We have already seen significant falls in house prices in the UK if, as should be the case, you measure such things in currency units other than pounds sterling. If you bought a property worth £1m around 10 years ago, that property was worth anywhere between $1.8m and $2m at the time. As I write, it is worth less than $1.3m. The value has fallen by between $500,000 and $700,000 in terms of the world’s primary reserve currency. In gold terms, your property, priced in pounds sterling, is already worth over 40 per cent less today than it was a year ago. Thinking about the price of your UK property in terms of pounds alone is like trying to measure something with an elastic ruler.
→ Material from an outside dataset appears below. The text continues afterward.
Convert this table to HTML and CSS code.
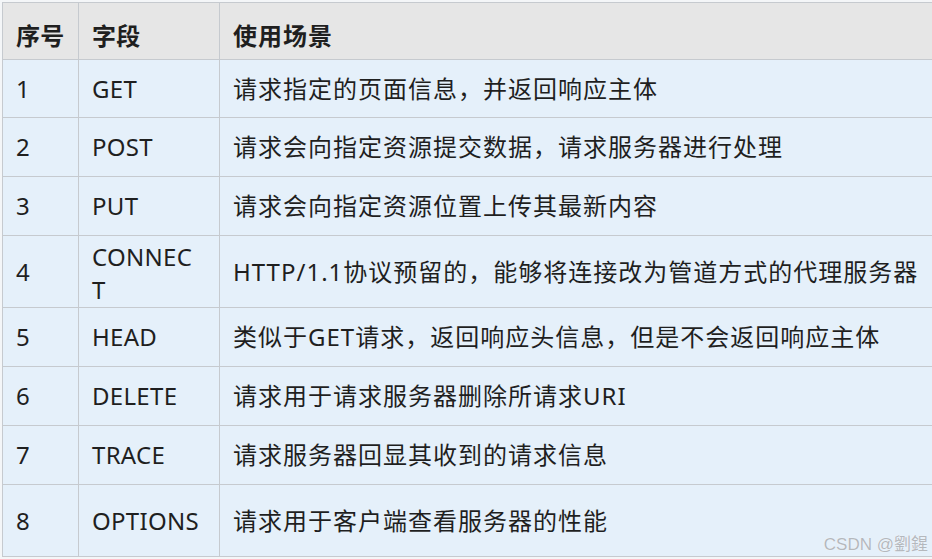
FILE: index.html
```html
<!DOCTYPE html>
<html lang="zh-CN">
<head>
<meta charset="utf-8">
<title>HTTP 请求方法</title>
<link rel="stylesheet" href="styles.css">
</head>
<body>
<div class="frame">
  <table class="methods">
    <colgroup>
      <col class="c-num">
      <col class="c-field">
      <col class="c-desc">
    </colgroup>
    <thead>
      <tr class="head"><th>序号</th><th>字段</th><th>使用场景</th></tr>
    </thead>
    <tbody>
      <tr class="r first"><td>1</td><td>GET</td><td>请求指定的页面信息，并返回响应主体</td></tr>
      <tr class="r"><td>2</td><td>POST</td><td>请求会向指定资源提交数据，请求服务器进行处理</td></tr>
      <tr class="r"><td>3</td><td>PUT</td><td>请求会向指定资源位置上传其最新内容</td></tr>
      <tr class="r tall"><td>4</td><td class="wrap">CONNEC<br>T</td><td>HTTP/1.1协议预留的，能够将连接改为管道方式的代理服务器</td></tr>
      <tr class="r"><td>5</td><td>HEAD</td><td>类似于GET请求，返回响应头信息，但是不会返回响应主体</td></tr>
      <tr class="r"><td>6</td><td>DELETE</td><td>请求用于请求服务器删除所请求URI</td></tr>
      <tr class="r"><td>7</td><td>TRACE</td><td>请求服务器回显其收到的请求信息</td></tr>
      <tr class="r tall"><td>8</td><td>OPTIONS</td><td>请求用于客户端查看服务器的性能</td></tr>
    </tbody>
  </table>
  <div class="mark">CSDN @劉鍟</div>
</div>
</body>
</html>
```
FILE: styles.css
```css
html, body {
  margin: 0;
  padding: 0;
  background: #f4f6f8;
}
body {
  width: 932px;
  height: 559px;
  overflow: hidden;
  font-family: "Noto Sans", "Noto Sans CJK SC", sans-serif;
  color: #1f1f1f;
}
.frame {
  position: relative;
  padding: 2px 0 0 2px;
}
.methods {
  border-collapse: collapse;
  table-layout: fixed;
  width: 960px;
  font-size: 24px;
  letter-spacing: 0.3px;
}
.c-num { width: 76px; }
.c-field { width: 141px; }
.c-desc { width: 743px; }
.methods th,
.methods td {
  border: 1px solid #c6cacf;
  padding: 0 6px 0 13px;
  text-align: left;
  vertical-align: middle;
  line-height: 30px;
  font-weight: 400;
}
.methods td:nth-child(3),
.methods th:nth-child(3) {
  letter-spacing: 1px;
}
.head th {
  background: #e6e6e6;
  height: 57px;
  font-weight: 700;
  padding-top: 8px;
  padding-bottom: 0;
  box-sizing: border-box;
  font-family: "Noto Sans CJK SC", sans-serif;
}
.r td {
  background: #e5f0fa;
  height: 59px;
  box-sizing: border-box;
}
.r.first td {
  height: 58px;
}
.r.tall td {
  height: 72px;
}
.methods td.wrap {
  line-height: 33px;
  padding-top: 2px;
}
.mark {
  position: absolute;
  right: 4px;
  top: 530px;
  font-family: "Liberation Sans", "Noto Sans CJK TC", sans-serif;
  font-size: 17px;
  color: #b4b8bd;
  text-shadow: 0 0 1px #ffffff;
  letter-spacing: 0;
}
```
To get a real picture of where UK property has come from and, more pertinently, where it might be going, you need to start thinking globally and give consideration to real (inflation-adjusted) rather than nominal levels of property prices – something far too few of our real estate professionals do.

Nina Skero, senior economist at the Centre for Economics and Business Research, says No.

The latest RICS data were gloomier than what we’ve seen recently, but they still painted a picture in line with CEBR’s house view – that the market is heading for a relatively brief rough patch, but will stabilise in the medium term. April’s second home stamp duty surcharge and the vast amount of Brexit uncertainty mean that the housing market will slow down in the second half of 2016 and in 2017, especially in London. But in the medium term, we expect house price growth to pick up again as exit negotiations with the EU progress and investors and households gain clarity on how the post-Brexit UK will look. Another factor supporting prices is that, due to years of underbuilding, availability of properties is so low that even if demand was to drop, it would still probably outstrip supply. Given that construction companies are very likely to limit their output further in light of Brexit, price pressures will also come from the supply side.